News of this invitation, though more or less ignored in the West, was reported under banner headlines in the Balkans. An Israeli foreign ministry spokesman said that if Milosevic accepted the invitation he would be arrested on arrival, since Israel, as a UN member, was obliged to carry out arrest orders issued by The Hague Tribunal, which had indicted him. The PA, not being a UN member, was under no such obligation. Nor was the PA the only Palestinian element to vacillate over Kosovo. Earlier in 1999 the Palestinian Hamas movement denounced the US intervention to settle the Kosovo crisis as 'hiding under the slogans of human rights to impose its power in the Balkans'. Hamas thus echoed the allegations of Milosevic's own media, as well as the Russians and various leftists worldwide.

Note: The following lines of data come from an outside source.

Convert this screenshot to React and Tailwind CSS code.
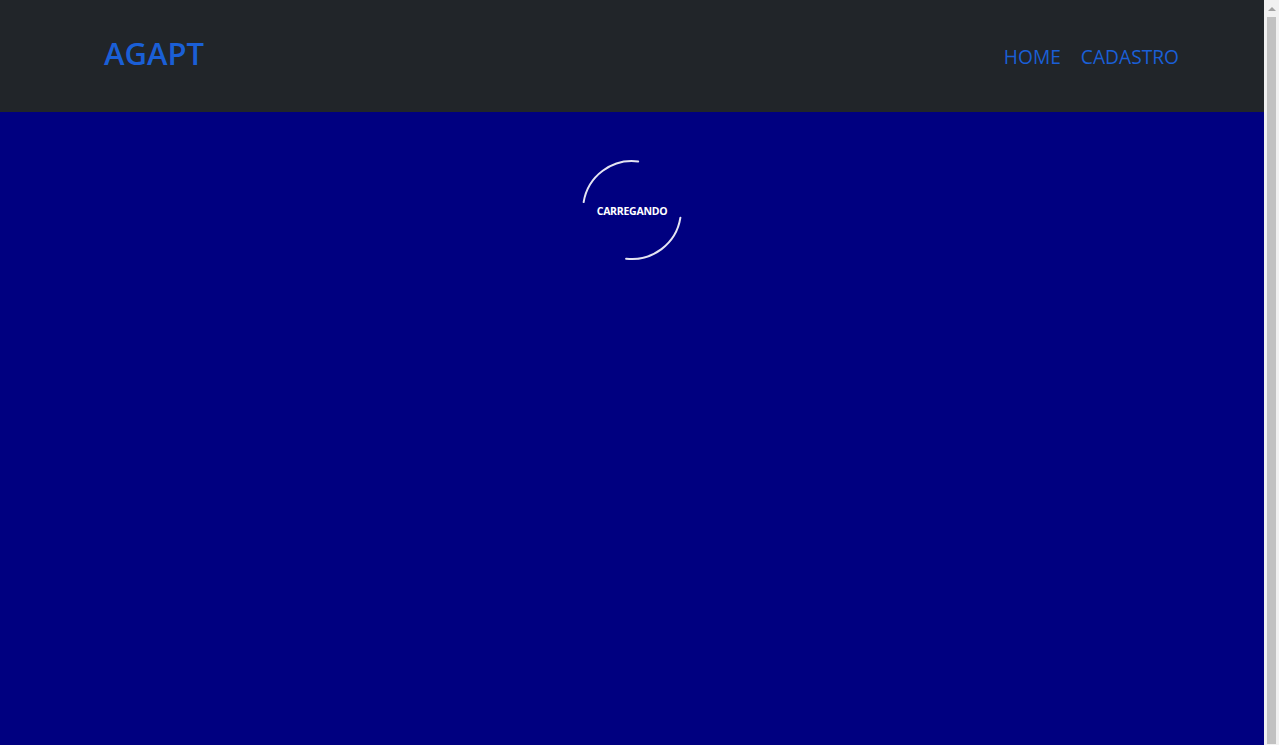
export default function App() {
  // circle r=49 -> circumference ~307.9, two quarter arcs
  return (
    <div className="flex h-screen overflow-hidden font-['Open_Sans','Segoe_UI',sans-serif]">
      <div className="flex-1 min-w-0 bg-[#000080]">
        <header className="bg-[#212529] h-[112px]">
          <div className="flex items-center justify-between pl-[104px] pr-[85px] h-full">
            <a href="#" className="text-[31px] font-semibold text-[#1a5fd6] -mt-[6px]">AGAPT</a>
            <nav className="flex items-center gap-[20px] text-[19.2px] text-[#1a5fd6] mt-[2px]">
              <a href="#">HOME</a>
              <a href="#">CADASTRO</a>
            </nav>
          </div>
        </header>

        <main className="flex justify-center pt-[46px]">
          <div className="relative w-[104px] h-[104px] flex items-center justify-center">
            <svg className="absolute inset-0" width="104" height="104" viewBox="0 0 104 104">
              <circle
                cx="52"
                cy="52"
                r="49"
                fill="none"
                stroke="#e4e4f2"
                strokeWidth="2"
                strokeDasharray="75 79"
                transform="rotate(9 52 52)"
                strokeLinecap="round"
              />
            </svg>
            <span className="text-[10.5px] font-bold text-white tracking-tight mt-[3px]">CARREGANDO</span>
          </div>
        </main>
      </div>

      {/* scrollbar */}
      <div className="w-[15px] shrink-0 bg-[#f1f1f1] flex flex-col items-center">
        <div className="h-[17px] flex items-center justify-center">
          <div className="w-0 h-0 border-l-[4px] border-r-[4px] border-b-[4px] border-l-transparent border-r-transparent border-b-[#a3a3a3]" />
        </div>
        <div className="flex-1 w-[9px] bg-[#c1c1c1] mb-[1px]" />
      </div>
    </div>
  )
}
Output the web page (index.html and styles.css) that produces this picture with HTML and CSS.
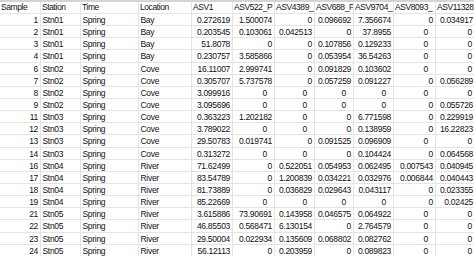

The Serbian media and politicians were noticeably less than enthusiastic in the wake of 11 September about supporting the US-led coalition against terror.
Indeed, prominent Belgrade newspapers gleefully crowed that 9/11 was payback for US world hegemony.
Truth to tell, there's plenty of hypocrisy to go around in this scene. Apart from the cosiness between Saddam's regime and the Serbian followers of Seselj, there's the seldom mentioned fact, recently revealed in the Dutch investigation of the Srebrenica massacre, that Israel secretly supplied weapons to the Bosnian Serbs. Sarajevo Jews are said to have been shocked to discover that the casings of shells that killed their neighbours and wrecked their houses had Hebrew markings.
It will be interesting to see how news of Serbian assistance to Iraq's cruise-missile programme, and the possible arrival of these missiles on Israeli territory, may be greeted in the Jewish state.